When I wondered aloud to another acquaintance how it was possible for a man’s faith to sail over Auschwitz, say, only to founder on the World Trade Center, I found myself quickly taken to task for both my myopia and my callousness—the product, he implied, of my excessively European sensibility. He himself had been in a state of crisis for two months. He slept badly, struggled with depression. His children were afraid to get in the subway or walk past a tall building, and there was nothing he could tell them. He was considering leaving New York and moving to Mexico. “How can you not see that everything is different now?” he concluded. “And anyway, who are you to decide when it’s right for someone to have a crisis of faith?”

The answer to the second question was easy enough: no one, though I did reserve the right to wonder at the minister’s timing, or where his faith might have been hiding when half a million human beings were being massacred in Rwanda, not a few of them in churches. But the first had me stumped.
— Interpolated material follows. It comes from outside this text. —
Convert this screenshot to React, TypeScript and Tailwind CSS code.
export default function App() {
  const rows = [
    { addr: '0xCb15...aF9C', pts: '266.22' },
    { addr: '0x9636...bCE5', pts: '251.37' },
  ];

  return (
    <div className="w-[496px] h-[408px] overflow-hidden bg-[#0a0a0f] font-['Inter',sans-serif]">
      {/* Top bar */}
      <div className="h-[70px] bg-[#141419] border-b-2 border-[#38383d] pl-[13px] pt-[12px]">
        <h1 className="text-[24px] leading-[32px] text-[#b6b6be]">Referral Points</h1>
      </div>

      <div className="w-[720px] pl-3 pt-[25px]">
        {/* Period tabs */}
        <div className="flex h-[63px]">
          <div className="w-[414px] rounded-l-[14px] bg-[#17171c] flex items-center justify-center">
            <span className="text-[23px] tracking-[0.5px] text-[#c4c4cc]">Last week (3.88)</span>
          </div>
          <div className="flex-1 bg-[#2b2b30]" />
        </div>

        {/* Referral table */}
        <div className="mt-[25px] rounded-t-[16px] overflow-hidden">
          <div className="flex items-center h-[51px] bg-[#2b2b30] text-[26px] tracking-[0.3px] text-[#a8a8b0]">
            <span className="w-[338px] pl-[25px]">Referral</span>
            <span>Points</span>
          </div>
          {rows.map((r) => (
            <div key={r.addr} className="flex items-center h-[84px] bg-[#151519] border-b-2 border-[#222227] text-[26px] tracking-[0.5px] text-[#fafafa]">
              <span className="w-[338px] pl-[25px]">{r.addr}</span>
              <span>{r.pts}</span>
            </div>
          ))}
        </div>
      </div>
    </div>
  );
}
Simply put, I did not believe that everything was different now, particularly not in the ontological sense in which my friend intended it. Nor did I understand his apparent eagerness to proclaim it so.
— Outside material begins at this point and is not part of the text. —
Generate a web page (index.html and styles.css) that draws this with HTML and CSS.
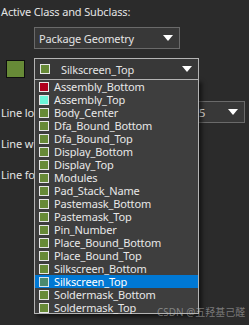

Everywhere I turned that eerily cloudless, almost crystalline September, I encountered a similar dissonance. A few days after the attack, for example, Auden’s “September 1, 1939” had blossomed in the vast, virtual fields of the Web:

Faces along the bar

Cling to their average day:

The lights must never go out,

The music must always play,

All the conventions conspire

To make this fort assume

The furniture of home;

Lest we should see where we are,

Lost in a haunted wood,

Children afraid of the night

Who have never been happy or good.

Even on the most superficial level, Auden’s poem struck me as uniquely unsuited to the times. Rather than clinging to our average day, we seemed to be fairly trampling one another in our haste to assert that nothing would ever be average again, that the lights had indeed gone out and our homes become a haunted wood. Art? Music? Please. Colleagues in the School of the Arts at Columbia, where I teach (few writers, interestingly enough), seemed prepared to duel for the opportunity to testify to the Frivolity of Art in Times Like These. “It all feels so absurd,” one said to me, referring to his own work. “What’s the point?”
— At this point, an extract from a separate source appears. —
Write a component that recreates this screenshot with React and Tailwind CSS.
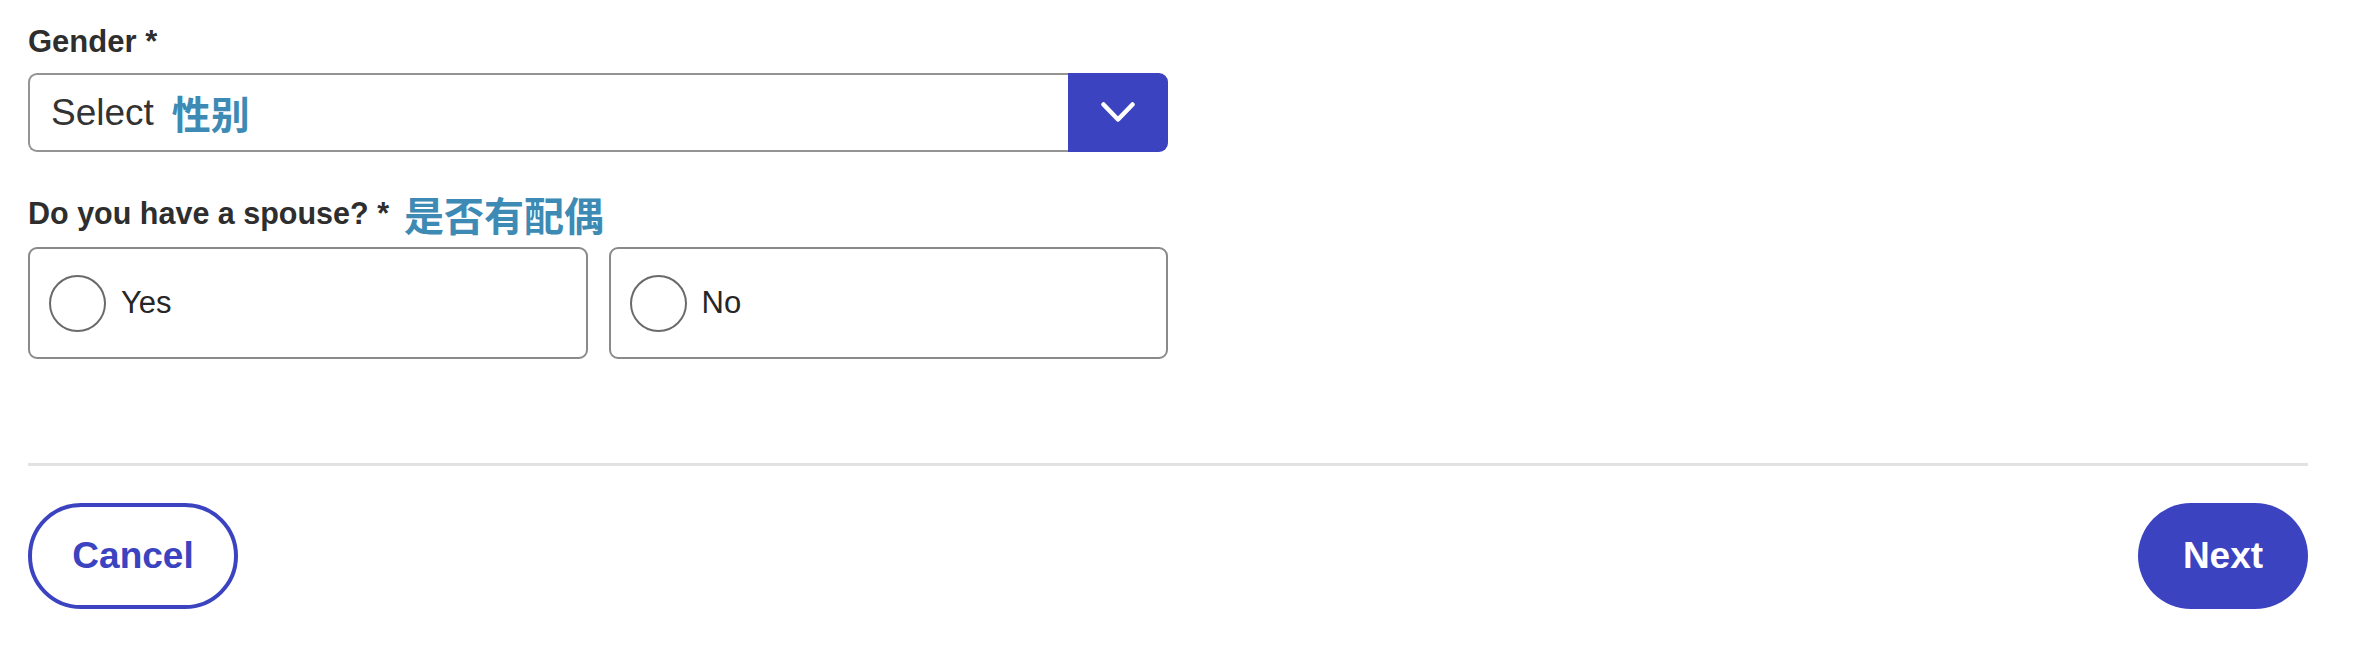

To which I couldn’t answer, any more than I could have answered if he had been arguing the redundancy of beauty, or breathing. What could I say? That in June 1945, workers reclaiming the Reich’s prisons in Moravia had found poems, folded into thick squares, stuffed up into the electrical wiring? Or that it seemed curious to me that a person locked in a cell, awaiting interrogation or death, would choose to write a poem on a piece of toilet paper, while another, arguably as safe as any human being has
ever
been in this world, would come to see art as a kind of decorative garnish, a sprig of parsley on the cultural plate? Should I have pointed out, perhaps, that art had always been an act of affirmation and resistance that, by its very complexity, worked against the shameful reductivism of fear, or that to believe otherwise was a luxury only the truly swaddled could afford? No, this seemed too obvious. Something else was at work here. I didn’t understand it.

I understood it no more than I understood the poster that had appeared in a store on my corner the week of the attack bearing the slogan “Never, never, never, never give up!” “Give up what?” I wanted to ask the sober crowds on Broadway. “To whom?” A horrible thing had occurred, certainly. And those directly affected by the tragedy, like all victims of unspeakable things (like the mother of the teenager killed in a traffic accident the afternoon of the eleventh), deserved all of our compassion. But this was not London during the Blitz. Or Stalingrad in the winter of 1943. Or Sarajevo in 1994. Thousands of innocent people had died, true. But innocents had been dying for a while now—millions of them, mostly children, as quietly as melting snow each and every year. Surely we didn’t think that just because…

Ah, but we did. How else to explain it? In our national heart of hearts, just below the global crust (with its multi- and poly- and inter- prefixes), the conviction that we were different, apart, a City upon a hill, remained untouched. Why was this
“the biggest news event in the history of the world”
(my own, stunned italics), as the administration of New York’s prestigious Stuyvesant High School told its students? Simple. Because it had happened here. To us. And, lest we forget, we Americans had been commissioned by God himself to bear the light of liberty and religion throughout all the earth. Rwanda? Bosnia? Couldn’t help but feel sorry for those folks, but let’s face it: Rwanda did not have a covenant with God. And Jesus was not a Sarajevan.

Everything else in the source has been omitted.